Pakistan was supported by China and Turkey heading into the FATF working-group meeting earlier this week. Turkey and the U.S. are allies as members of the North Atlantic Treaty Organization, though they are at odds with one another over actions in Syria.
The Trump administration has sought to work with Beijing to constrain North Korea’s nuclear-weapons program.
Pakistan had lobbied FATF member countries to keep it off the watch list. It also took last-minute action against Pakistan-based militant group Jamaat-ud-Dawa, complying with 10-year-old United Nations sanctions against the group, which the international community holds responsible for the 2008 Mumbai attack that killed 166 people.
“Our efforts paid,” said Pakistan Foreign Minister Khawaja Muhammad Asif on Twitter. “No consensus for nominating Pakistan,” he said, adding, “Grateful to friends who helped.”
Whether Saudi Arabia sticks by Pakistan now is key, with the issue likely to come before the full FATF membership at the plenary meeting.
“We’re anticipating that the final decision would be made on Thursday of this week,” said Heather Nauert, a U.S. State Department spokeswoman, reiterating that Pakistan was among countries that aren’t doing enough “to crack down on terror financing, counterterrorism and the like.”
Riyadh, which didn’t respond to requests for comment, was acting on behalf of the entire Gulf Cooperation Council, the Saudi-dominated bloc of six Persian Gulf nations which are collectively a member of the FATF, said officials from the countries on the task force.
A State Department official said Pakistan’s efforts appeared deficient. “We look forward to additional information on how Pakistan is meeting these obligations,” the official said. Even if the U.S. fails to get Pakistan on the terror watch list this week, Washington can request that the task force revisit the list at its next meeting in June.
Pakistan says it has seized some 200 properties of Jamaat-ud-Dawa. However, the group’s leader, Hafiz Saeed, remains at liberty and was able to give a speech in Lahore on Friday—arresting him doesn’t come under Pakistan’s obligations to the U.N., Pakistani officials said.
While the U.S. long has had strategic relations with Saudi Arabia, Pakistan also has deep ties to the kingdom. Last week, Pakistan said it would send soldiers to Saudi Arabia on what it described as a training and advisory mission.
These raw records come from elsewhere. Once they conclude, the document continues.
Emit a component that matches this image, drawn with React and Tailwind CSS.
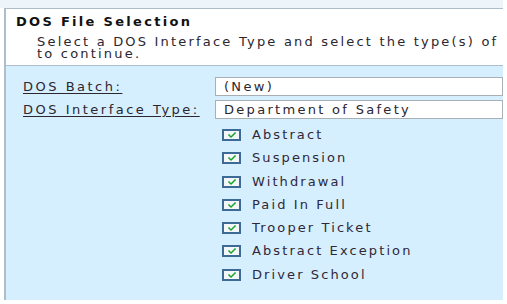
import { FaCheck } from "react-icons/fa";

const types = [
  "Abstract",
  "Suspension",
  "Withdrawal",
  "Paid In Full",
  "Trooper Ticket",
  "Abstract Exception",
  "Driver School",
];

const CheckRow = ({ label }) => (
  <div className="flex h-[23.3px] items-start">
    <span className="flex h-[12px] w-[19px] items-center justify-center border-2 border-[#3e6a96] bg-[#f4f7fa]">
      <FaCheck className="text-[8px] text-[#1ea32a]" />
    </span>
    <span className="ml-[11px] -mt-[1px] text-[13px] leading-[14px] tracking-[2.1px] text-[#302838]">
      {label}
    </span>
  </div>
);

const App = () => {
  return (
    <div className="h-[304px] w-[507px] overflow-hidden bg-white font-['DejaVu_Sans',Verdana,sans-serif]">
      <div className="h-[8px] w-[503px] bg-[#eef5fa]" />
      <div className="ml-[4px] w-[499px] border-l-2 border-t border-[#aebdca]">
        {/* header */}
        <div className="h-[57px] overflow-hidden border-b border-[#aebdca] bg-white pl-[10px] pt-[6px]">
          <div className="whitespace-nowrap text-[13px] font-bold leading-[14px] tracking-[2.3px] text-[#111]">
            DOS File Selection
          </div>
          <div className="ml-[21px] mt-[7px] whitespace-nowrap text-[13px] leading-[12px] tracking-[2.2px] text-[#2b2630]">
            <div>Select a DOS Interface Type and select the type(s) of</div>
            <div>to continue.</div>
          </div>
        </div>

        {/* body */}
        <div className="h-[234px] overflow-hidden bg-[#d5efff] pt-[11px]">
          <div className="flex h-[19px] items-center">
            <span className="w-[209px] pl-[17px] text-[13px] tracking-[2.5px] text-[#2b2630] underline underline-offset-2">
              DOS Batch:
            </span>
            <div className="flex h-[19px] flex-1 items-center border border-[#a8b0b6] bg-white pl-[8px] text-[13px] tracking-[2.3px] text-[#2b2630]">
              (New)
            </div>
          </div>
          <div className="mt-[4px] flex h-[19px] items-center">
            <span className="w-[209px] whitespace-nowrap pl-[17px] text-[13px] tracking-[2.5px] text-[#2b2630] underline underline-offset-2">
              DOS Interface Type:
            </span>
            <div className="flex h-[19px] flex-1 items-center border border-[#a8b0b6] bg-white pl-[8px] text-[13px] tracking-[2.3px] text-[#2b2630]">
              Department of Safety
            </div>
          </div>
          <div className="ml-[216px] mt-[10px]">
            {types.map((t) => (
              <CheckRow key={t} label={t} />
            ))}
          </div>
        </div>
      </div>
    </div>
  );
};

export default App;
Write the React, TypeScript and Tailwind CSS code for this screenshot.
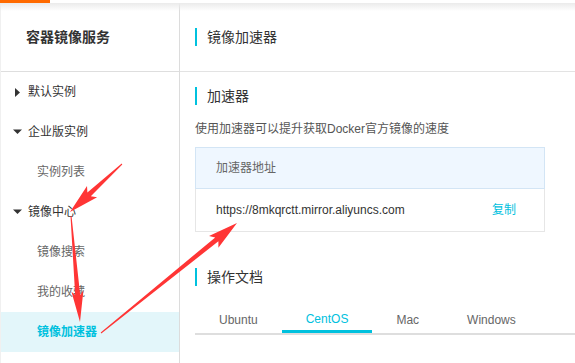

Pakistan Defense Minister Khurram Dastgir-Khan told The Wall Street Journal that between 1,000 and 1,600 soldiers would be sent. That could double the existing contingent of 1,600 Pakistani soldiers there to train Saudis.
Pakistan didn’t tie the deployment to Saudi support on the watch list question and it wasn’t clear whether the two moves were linked. Mr. Dastgir-Khan said the proposed listing of Pakistan at the FATF was an attempt to introduce politics into what was a technical organization.
“This does seem unduly punitive and intrusive,” Mr. Dastgir-Khan said, pointing to Pakistan’s counterterrorism operations in recent years. “There is no logical reason for the FATF nomination.”
He said that the Pakistani soldiers would be “spread quite widely around the kingdom” under an agreement with the Saudis dating back to the 1980s.
“The Saudis now have enhanced training needs,” Mr. Dastgir-Khan said. “Pakistan is acting to bolster the capacity of the Saudis.”
Pakistan’s army chief, Gen. Qamar Bajwa, has made multiple visits to Saudi Arabia in recent months—including a meeting earlier this month with Prince Mohammad, according to a report from the official Radio Pakistan.
Saudi Arabia sent a $1.5 billion “gift” to Pakistan in 2014. Pakistan relies on overseas workers who send money home to prop up its economy and anemic foreign-exchange reserves. The 1.5 million Pakistanis working in Saudi Arabia provide the biggest chunk of those remittances—$5.5 billion last year, according to official Pakistani figures.